JAS Apartments, Inc. (“JAS”) signed a contract with Mohamad Ali Naji (“Naji”) to purchase property owned in Naji’s individual capacity. Naji was married at the time the contract was executed. The contract required Naji to obtain a title commitment for JAS insuring marketable title to the property. Naji obtained a title commitment that contained the exceptions to title and the requirements on a single Schedule B with no distinction between those items that were intended to be requirements and those intended to be exceptions. One of the items on Schedule B stated “the spouse, if any, of Mohamad Ali Naji must join in the proposed agreement.” Naji’s wife did not want Naji to sell the property so she refused to sign anything. Prior to closing, Naji informed JAS that he would not be able to obtain his wife’s consent to the transaction. JAS, interpreting the item as a requirement, sued to enforce the terms of the contract requiring Naji’s wife’s consent or extinguishing her rights allowing Naji to transfer marketable title. Naji argued that the item was an exception to which JAS agreed to take title due to its failure to object during its contractually permitted objection period. After a couple of appeals, the Supreme Court held that based on the evidence of record, it was intended by the title company that the item was to be a requirement, the completion of which being a condition to it issuing a title policy for marketable title. Since the item was a requirement, Naji breached the contract by not closing.

Remanded. The Court remanded for the circuit court to determine the appropriate remedy for the breach of contract by Naji.

Right of first refusal that does not provide that it runs with the land and binds the successors is a personal right and expires upon the death of the parties thereto. Anderson, et al. v. Parker, et al., No. 72431 (Mo. App. W.D., November 1, 2011), Howard, J.

James and Rose Mary Anderson (the “Andersons”) purchased property from John, James and Camden Riley (the “Rileys”) and also obtained a right of first refusal covering additional property owned by the Rileys. The right of first refusal was signed by the Rileys and merely stated that the Andersons had the first option to purchase a portion of the property at a cost deemed fair by a competent appraiser. Regardless of the use of the word “option”, the court found that the rights provided to the Andersons were preemptive rights in the form of a right of first refusal. After the last of the Rileys died, Mrs. Parker (the trustee of the survivor Riley brother’s trust) sold the property to a developer knowing of the Andersons’ right of first refusal. After the sale, the Andersons sued Mrs. Parker for breach of contract and fraud. The jury entered judgment in favor of the Andersons, but the trial court granted the defendant’s motion for judgment notwithstanding the verdict. This court, in affirming the trial court’s order, upheld the precedent in Missouri law that a preemptive right that does not specifically provide that it is binding on the heirs and assigns of the parties and does not indicate an intent that it survive beyond the lifetime of the parties is personal to the parties and expires at death.

Held: Affirmed.

Previously provided voluntary partial deeds of release from lender under deed of trust did not modify the terms of the deed of trust and create an obligation of the lender to provide partial deed of release to other purchasers of property subject to the deed of trust. Therefore, property owner did not have a vested right to the partial deed of release and could not force the issuance of same. Melson, et al., v. Traxler, et al., No. 72795, (Mo. App. W.D., November 1, 2011), Martin, J.

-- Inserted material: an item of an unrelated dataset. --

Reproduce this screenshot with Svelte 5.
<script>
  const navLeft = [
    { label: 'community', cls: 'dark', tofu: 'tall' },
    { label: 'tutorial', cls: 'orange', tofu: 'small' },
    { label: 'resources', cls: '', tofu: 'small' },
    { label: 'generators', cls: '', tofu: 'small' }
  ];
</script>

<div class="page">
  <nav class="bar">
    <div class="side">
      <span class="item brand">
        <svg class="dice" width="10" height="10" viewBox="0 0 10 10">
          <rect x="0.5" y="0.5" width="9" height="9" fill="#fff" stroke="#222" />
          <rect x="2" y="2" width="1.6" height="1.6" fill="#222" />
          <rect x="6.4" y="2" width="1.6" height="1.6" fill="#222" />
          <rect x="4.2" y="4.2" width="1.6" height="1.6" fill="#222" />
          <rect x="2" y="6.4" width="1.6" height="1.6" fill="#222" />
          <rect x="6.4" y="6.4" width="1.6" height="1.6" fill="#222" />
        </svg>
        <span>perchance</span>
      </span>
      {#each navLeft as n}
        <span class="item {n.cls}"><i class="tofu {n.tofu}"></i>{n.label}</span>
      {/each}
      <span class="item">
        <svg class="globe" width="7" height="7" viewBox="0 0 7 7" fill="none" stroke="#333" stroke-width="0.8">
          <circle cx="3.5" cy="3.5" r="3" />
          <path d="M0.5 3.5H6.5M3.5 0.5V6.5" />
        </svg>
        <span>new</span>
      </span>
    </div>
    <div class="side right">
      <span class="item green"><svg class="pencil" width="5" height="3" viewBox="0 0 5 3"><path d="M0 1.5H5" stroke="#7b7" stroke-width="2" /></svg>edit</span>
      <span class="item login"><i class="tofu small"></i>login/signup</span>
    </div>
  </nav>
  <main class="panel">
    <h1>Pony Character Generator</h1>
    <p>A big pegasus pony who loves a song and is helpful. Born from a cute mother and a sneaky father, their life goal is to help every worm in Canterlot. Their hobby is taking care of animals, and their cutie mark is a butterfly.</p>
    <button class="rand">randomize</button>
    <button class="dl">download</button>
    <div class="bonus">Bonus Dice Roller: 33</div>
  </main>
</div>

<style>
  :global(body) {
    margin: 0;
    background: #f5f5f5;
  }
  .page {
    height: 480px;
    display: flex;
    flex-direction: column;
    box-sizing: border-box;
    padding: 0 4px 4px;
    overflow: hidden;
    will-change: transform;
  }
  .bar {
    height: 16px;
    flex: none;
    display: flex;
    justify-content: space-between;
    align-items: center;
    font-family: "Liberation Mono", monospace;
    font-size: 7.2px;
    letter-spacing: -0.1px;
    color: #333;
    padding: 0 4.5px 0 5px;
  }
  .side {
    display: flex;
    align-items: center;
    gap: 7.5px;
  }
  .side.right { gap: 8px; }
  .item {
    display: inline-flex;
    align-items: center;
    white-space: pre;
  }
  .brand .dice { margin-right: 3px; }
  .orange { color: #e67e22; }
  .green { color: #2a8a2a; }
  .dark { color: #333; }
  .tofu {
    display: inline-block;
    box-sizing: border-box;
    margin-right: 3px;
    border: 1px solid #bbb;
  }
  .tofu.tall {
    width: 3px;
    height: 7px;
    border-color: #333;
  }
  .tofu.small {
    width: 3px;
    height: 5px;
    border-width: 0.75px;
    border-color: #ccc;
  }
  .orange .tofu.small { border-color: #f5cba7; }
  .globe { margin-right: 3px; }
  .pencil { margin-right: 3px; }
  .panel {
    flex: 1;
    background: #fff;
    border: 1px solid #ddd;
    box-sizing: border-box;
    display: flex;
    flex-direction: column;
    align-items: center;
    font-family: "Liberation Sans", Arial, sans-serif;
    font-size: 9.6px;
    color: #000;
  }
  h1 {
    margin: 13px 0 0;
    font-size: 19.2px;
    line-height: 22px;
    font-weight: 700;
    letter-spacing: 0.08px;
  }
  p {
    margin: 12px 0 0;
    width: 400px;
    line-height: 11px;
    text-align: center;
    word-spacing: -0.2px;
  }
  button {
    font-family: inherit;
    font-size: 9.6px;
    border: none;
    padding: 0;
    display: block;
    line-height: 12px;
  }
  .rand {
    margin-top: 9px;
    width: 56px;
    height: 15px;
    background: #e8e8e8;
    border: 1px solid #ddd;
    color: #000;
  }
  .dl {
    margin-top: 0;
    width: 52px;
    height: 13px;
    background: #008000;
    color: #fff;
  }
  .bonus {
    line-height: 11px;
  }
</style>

Carl and Martha Traxler (the “Traxlers”) conveyed 94 acres to Keith and Chastity Samuel (the “Samuels”) taking back seller financing secured by a deed of trust against the 94 acres. The Samuels obtained construction financing from Boone County National Bank (“Boone Bank”) over a portion of the 94 acres to subdivide the land into residential lots. The Traxlers agreed to subordinate their deed of trust to that of Boone Bank over the portion of the 94 acres that secured the Boone Bank loan.

Darrel and Mellony Melson (the “Melsons”) purchased one of the subdivided lots from the Samuels and obtained financing for the lot from First National Bank and Trust Company (“First National Bank”) which secured its loan with a deed of trust on the lot. At the closing of the lot to the Melsons at the office of Boone Central Title Company (“Boone Title”), the Boone Bank deed of trust was partially released with respect to the Melsons’ lot, but not the Traxlers’ deed of trust.

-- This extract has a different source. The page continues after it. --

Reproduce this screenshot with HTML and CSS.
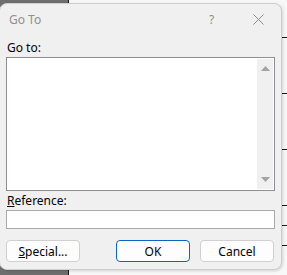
FILE: index.html
```html
<!DOCTYPE html>
<html lang="en">
<head>
    <meta charset="UTF-8">
    <meta name="viewport" content="width=device-width, initial-scale=1.0">
    <title>Go To</title>
    <link rel="stylesheet" href="styles.css">
</head>
<body>
    <div class="desk">
        <div class="sheet-dark"></div>
        <div class="sheet-vline"></div>
        <div class="sheet-line" style="top: 37px"></div>
        <div class="sheet-line" style="top: 93px"></div>
        <div class="sheet-line" style="top: 149px"></div>
        <div class="sheet-line" style="top: 205px"></div>
        <div class="sheet-line" style="top: 225px"></div>
        <div class="sheet-line" style="top: 245px"></div>

        <div class="dialog">
            <div class="titlebar">
                <span class="title">Go To</span>
                <span class="help">?</span>
                <span class="close">
                    <svg width="11" height="11" viewBox="0 0 11 11">
                        <path d="M0.5 0.5 L10.5 10.5 M10.5 0.5 L0.5 10.5" stroke="#8a8a8a" stroke-width="1" fill="none"/>
                    </svg>
                </span>
            </div>

            <div class="body">
                <label class="label">Go to:</label>
                <div class="listbox">
                    <div class="list"></div>
                    <div class="scroll">
                        <svg width="9" height="5" viewBox="0 0 9 5"><path d="M4.5 0 L9 5 L0 5 Z" fill="#a3a3a3"/></svg>
                        <svg width="9" height="5" viewBox="0 0 9 5"><path d="M0 0 L9 0 L4.5 5 Z" fill="#a3a3a3"/></svg>
                    </div>
                </div>

                <label class="label"><u>R</u>eference:</label>
                <input class="ref-input" type="text">

                <div class="buttons">
                    <button class="btn"><u>S</u>pecial...</button>
                    <div class="right-buttons">
                        <button class="btn btn-default">OK</button>
                        <button class="btn">Cancel</button>
                    </div>
                </div>
            </div>
        </div>
    </div>
</body>
</html>
```

FILE: styles.css
```css
body {
    margin: 0;
    padding: 0;
    font-family: "Noto Sans", "Open Sans", sans-serif;
    background-color: #f6f6f6;
}
.desk {
    position: relative;
    width: 287px;
    height: 275px;
    overflow: hidden;
    background-color: #f7f7f7;
}
.sheet-dark {
    position: absolute;
    left: 0;
    top: 0;
    width: 68px;
    height: 275px;
    background-color: #6e6e6e;
}
.sheet-vline {
    position: absolute;
    left: 68px;
    top: 0;
    width: 1px;
    height: 275px;
    background-color: #1a1a1a;
}
.sheet-line {
    position: absolute;
    left: 280px;
    width: 10px;
    height: 1px;
    background-color: #1a1a1a;
}
.dialog {
    position: relative;
    margin-top: 3px;
    margin-left: -1px;
    width: 283px;
    height: 267px;
    background-color: #f0f0f0;
    border: 1px solid #cfcfcf;
    border-radius: 8px;
    box-sizing: border-box;
    box-shadow: 1px 1px 3px rgba(0, 0, 0, 0.15);
}
.titlebar {
    display: flex;
    align-items: center;
    height: 30px;
    padding-left: 9px;
}
.title {
    font-size: 12px;
    color: #8f8f8f;
    flex: 1;
}
.help {
    font-size: 12px;
    color: #8f8f8f;
    width: 44px;
}
.close {
    display: flex;
    align-items: center;
    width: 28px;
    height: 30px;
}
.body {
    padding: 4px 6px 0 6px;
}
.label {
    display: block;
    font-size: 12px;
    color: #000;
    height: 19px;
    line-height: 19px;
    padding-left: 1px;
}
.listbox {
    display: flex;
    height: 134px;
    border: 1px solid #8d8f94;
    background-color: #fff;
    box-sizing: border-box;
}
.list {
    flex: 1;
}
.scroll {
    width: 16px;
    margin: 1px 1px 1px 0;
    background-color: #f0f0f0;
    display: flex;
    flex-direction: column;
    justify-content: space-between;
    align-items: center;
    padding: 7px 0 7px;
    box-sizing: border-box;
}
.ref-input {
    display: block;
    width: 100%;
    height: 19px;
    margin: 0;
    border: 1px solid #a8a8a8;
    box-sizing: border-box;
    background-color: #fff;
}
.buttons {
    display: flex;
    justify-content: space-between;
    margin-top: 11px;
}
.right-buttons {
    display: flex;
    gap: 10px;
    margin-right: 1px;
}
.btn {
    width: 74px;
    height: 22px;
    font-family: "Noto Sans", "Open Sans", sans-serif;
    font-size: 12px;
    color: #000;
    background-color: #fdfdfd;
    border: 1px solid #d0d0d0;
    border-radius: 4px;
    padding: 0;
}
.btn-default {
    border-color: #0a67c0;
}
```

Several years later, Boone Title realized that it never obtained a partial release of the Traxlers’ deed of trust on the Melsons’ lot. Boone Title requested the partial release, but since the Samuels stop making payments, the Traxlers refused. The Melsons and First National Bank filed suit against the Traxlers to prevent foreclosure of the Traxlers’ deed of trust.

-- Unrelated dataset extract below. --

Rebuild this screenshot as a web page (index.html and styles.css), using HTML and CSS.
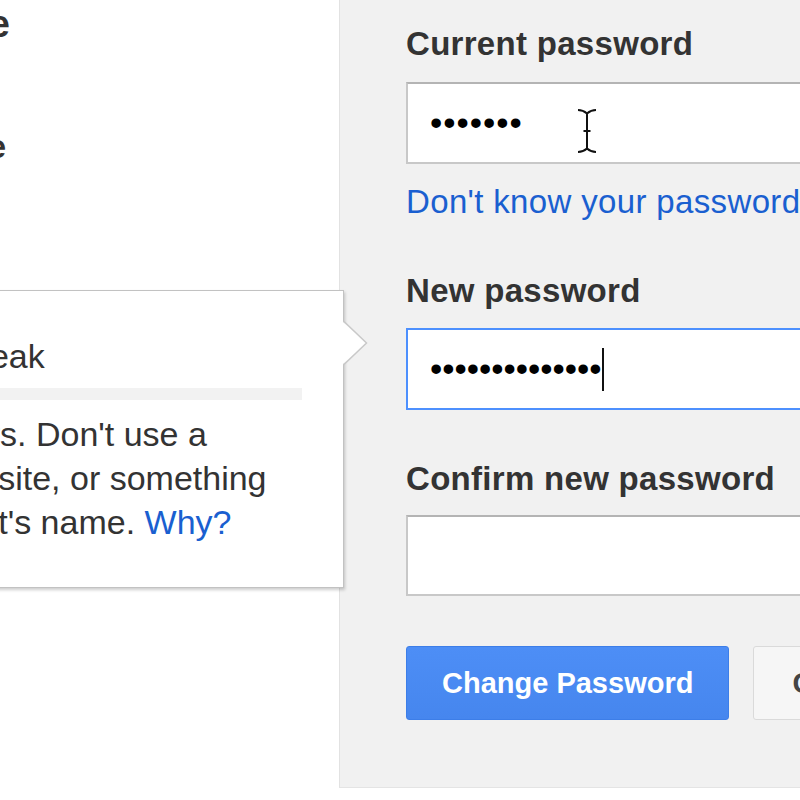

The Melsons and First National Bank filed a motion for summary judgment arguing that they had a vested right to the release of the Traxlers’ deed of trust as of the time the Melsons’ acquired their property because the Traxlers, First National Bank and the Samuels had a development plan through their course of performance wherein both the Traxlers and First National Bank would release their respective deeds of trust as the Samuels conveyed property and thus had a vested right to the release of the Traxlers’ deed of trust. The trial court granted the summary judgment and this appeal followed.

This court reversed stating that the uncontroverted facts did not establish a vested right in a partial release therefore entry of summary judgment was in error. The Melsons acquired the property with notice of the Traxlers’ deed of trust which did not contain an obligation on the Traxlers to execute partial deeds of releases at any time. The Melsons and First National Bank argued that the Traxlers’ execution of 14 previous partial deeds of release imposed an obligation to continue to provide partial deeds of releases on all other lots sold that were subject to the Traxlers’ deed of trust. The Melsons and First National Bank do not rely on any language in the Traxlers’ deed of trust but they argue that the deed of trust was modified by a course of conduct from the previous 14 partial deeds of releases. This alleged course of conduct is what the Melsons and First National Bank argue created a vested right to a partial deed of release on the Melsons’ property. The court relied on Missouri precedent to the effect that acontract is to be construed as written even if subsequent to its execution the parties act in a manner tending to show an interpretation at variance with the plain terms written in the contract. The court held that the Traxlers’ deed of trust was not modified by their subsequent course of performance of providing partial deeds of releases and because the Traxlers’ deed of trust did not contain a written obligation to provide partial deeds of releases, the Melsons and First National Bank did not have a vested right to obtain a partial deed of release from the Traxlers.

: Reversed and remanded. The uncontroverted facts did not establish a vested right in a partial release, therefore entry of summary judgment was in error.